Вы цените то, что вы оцениваете, и наоборот8

В обществе, столь ориентированном на показатели деятельности, как наше, мы стремимся все делать хорошо, но на то, что мы делаем, влияет то, что мы оцениваем. Если студентов тестируют на умение читать, преподаватели будут обучать их именно чтению и тратить меньше времени на формирование у них более широких познавательных навыков. То же самое можно сказать и о политиках, политологах и экономистах. Все они стремятся понять, благодаря чему достигаются более высокие показатели деятельности, вроде тех, которые измеряются (оцениваются) величиной ВВП. Но если ВВП — плохая мера общественного благосостояния, то из этого следует, что мы стремимся к достижению неправильной цели. Более того, то, что мы при этом делаем, с точки зрения наших истинных целей может быть контрпродуктивным.

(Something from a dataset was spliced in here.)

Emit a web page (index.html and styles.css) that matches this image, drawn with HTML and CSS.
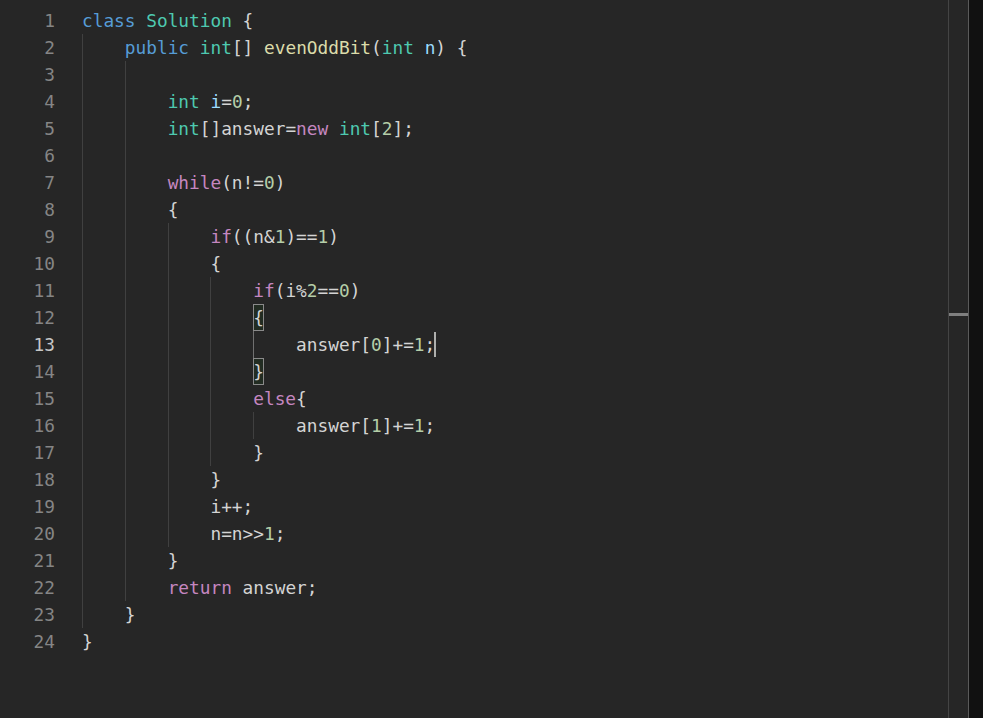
FILE: index.html
```html
<!DOCTYPE html>
<html>
<head>
<meta charset="utf-8">
<link rel="stylesheet" href="styles.css">
</head>
<body>
<div class="editor">
  <div class="gutter">
    <div class="num">1</div><div class="num">2</div><div class="num">3</div><div class="num">4</div>
    <div class="num">5</div><div class="num">6</div><div class="num">7</div><div class="num">8</div>
    <div class="num">9</div><div class="num">10</div><div class="num">11</div><div class="num">12</div>
    <div class="num active">13</div><div class="num">14</div><div class="num">15</div><div class="num">16</div>
    <div class="num">17</div><div class="num">18</div><div class="num">19</div><div class="num">20</div>
    <div class="num">21</div><div class="num">22</div><div class="num">23</div><div class="num">24</div>
  </div>
  <div class="code">
    <div class="ln"><span class="t"><span class="k">class</span> <span class="ty">Solution</span> {</span></div>
    <div class="ln"><span class="g"></span><span class="t"><span class="k">public</span> <span class="ty">int</span>[] <span class="f">evenOddBit</span>(<span class="ty">int</span> <span class="v">n</span>) {</span></div>
    <div class="ln"><span class="g"></span><span class="g"></span></div>
    <div class="ln"><span class="g"></span><span class="g"></span><span class="t"><span class="ty">int</span> <span class="v">i</span>=<span class="n">0</span>;</span></div>
    <div class="ln"><span class="g"></span><span class="g"></span><span class="t"><span class="ty">int</span>[]answer=<span class="c">new</span> <span class="ty">int</span>[<span class="n">2</span>];</span></div>
    <div class="ln"><span class="g"></span><span class="g"></span></div>
    <div class="ln"><span class="g"></span><span class="g"></span><span class="t"><span class="c">while</span>(n!=<span class="n">0</span>)</span></div>
    <div class="ln"><span class="g"></span><span class="g"></span><span class="t">{</span></div>
    <div class="ln"><span class="g"></span><span class="g"></span><span class="g"></span><span class="t"><span class="c">if</span>((n&amp;<span class="n">1</span>)==<span class="n">1</span>)</span></div>
    <div class="ln"><span class="g"></span><span class="g"></span><span class="g"></span><span class="t">{</span></div>
    <div class="ln"><span class="g"></span><span class="g"></span><span class="g"></span><span class="g"></span><span class="t"><span class="c">if</span>(i%<span class="n">2</span>==<span class="n">0</span>)</span></div>
    <div class="ln"><span class="g"></span><span class="g"></span><span class="g"></span><span class="g"></span><span class="t"><span class="bm">{</span></span></div>
    <div class="ln"><span class="g"></span><span class="g"></span><span class="g"></span><span class="g"></span><span class="g ga"></span><span class="t">answer[<span class="n">0</span>]+=<span class="n">1</span>;<span class="cur"></span></span></div>
    <div class="ln"><span class="g"></span><span class="g"></span><span class="g"></span><span class="g"></span><span class="t"><span class="bm">}</span></span></div>
    <div class="ln"><span class="g"></span><span class="g"></span><span class="g"></span><span class="g"></span><span class="t"><span class="c">else</span>{</span></div>
    <div class="ln"><span class="g"></span><span class="g"></span><span class="g"></span><span class="g"></span><span class="g"></span><span class="t">answer[<span class="n">1</span>]+=<span class="n">1</span>;</span></div>
    <div class="ln"><span class="g"></span><span class="g"></span><span class="g"></span><span class="g"></span><span class="t">}</span></div>
    <div class="ln"><span class="g"></span><span class="g"></span><span class="g"></span><span class="t">}</span></div>
    <div class="ln"><span class="g"></span><span class="g"></span><span class="g"></span><span class="t">i++;</span></div>
    <div class="ln"><span class="g"></span><span class="g"></span><span class="g"></span><span class="t">n=n&gt;&gt;<span class="n">1</span>;</span></div>
    <div class="ln"><span class="g"></span><span class="g"></span><span class="t">}</span></div>
    <div class="ln"><span class="g"></span><span class="g"></span><span class="t"><span class="c">return</span> answer;</span></div>
    <div class="ln"><span class="g"></span><span class="t">}</span></div>
    <div class="ln"><span class="t">}</span></div>
  </div>
  <div class="ruler"><div class="mark"></div></div>
  <div class="edge"></div>
</div>
</body>
</html>
```

FILE: styles.css
```css
html, body {
  margin: 0;
  padding: 0;
  background: #262626;
}

.editor {
  display: flex;
  width: 983px;
  height: 718px;
  background: #262626;
  font-family: "DejaVu Sans Mono", "Liberation Mono", monospace;
  font-size: 17.8px;
  color: #d4d4d4;
  overflow: hidden;
}

.gutter {
  width: 82px;
  flex: none;
  box-sizing: border-box;
  padding: 7px 27px 0 0;
  text-align: right;
  color: #858585;
}

.num {
  height: 27px;
  line-height: 27px;
}

.num.active {
  color: #c6c6c6;
}

.code {
  flex: 1;
  padding-top: 7px;
}

.ln {
  display: flex;
  height: 27px;
  line-height: 27px;
}

.g {
  flex: none;
  width: 4ch;
  height: 27px;
  background: linear-gradient(#404040, #404040) no-repeat left top / 1px 100%;
}

.g.ga {
  background-image: linear-gradient(#707070, #707070);
}

.t {
  white-space: pre;
}

.k { color: #569cd6; }
.ty { color: #4ec9b0; }
.f { color: #dcdcaa; }
.c { color: #c586c0; }
.v { color: #9cdcfe; }
.n { color: #b5cea8; }

.bm {
  display: inline-block;
  height: 27px;
  vertical-align: top;
  outline: 1px solid #8a8a8a;
  outline-offset: -1px;
  background: rgba(0, 100, 0, 0.1);
}

.cur {
  display: inline-block;
  width: 2px;
  height: 25px;
  margin-left: -1px;
  vertical-align: top;
  margin-top: 1px;
  background: #aeafad;
}

.ruler {
  position: relative;
  flex: none;
  width: 19px;
  border-left: 1px solid #444444;
  border-right: 1px solid #5a5a5a;
}

.mark {
  position: absolute;
  left: 0;
  right: 0;
  top: 313px;
  height: 3px;
  background: #7f7f7f;
}

.edge {
  flex: none;
  width: 14px;
  background: #111111;
}
```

Измерение ВВП в Соединенных Штатах не давало правильной картины того, что фактически происходило в стране до момента взрыва пузыря. Америка думала, что дела обстоят лучше, это было на самом деле, впрочем, такое же ошибочное мнение преобладало и в других странах. Ценовой пузырь привел к завышению стоимости инвестиций в сферу недвижимости и получению завышенных прибылей. Многие другие страны стремились подражать Америке. Экономисты проводили сложные исследования, чтобы определить, какая экономическая стратегия позволяет добиться большего успеха, но поскольку используемое ими мерило успеха было искаженным, то и получаемые по результатам исследований выводы часто оказывались ошибочными9.

Кризис показал, насколько сильно могут быть искажены рыночные цены; при этом надо учесть и то, что результаты нашей оценки деятельности участников рынка сами по себе являются сильно искаженными. Даже в отсутствие кризисных проявлений цены всех товаров искажены, поскольку мы относимся к нашей атмосфере (и зачастую к чистой воде) так, словно эти ресурсы являются бесплатными, хотя на самом деле они относятся к категории редких. Степень искажения цен у любого конкретного товара зависит от количества углерода, использованного при его производстве (а также при производстве всех его компонентов).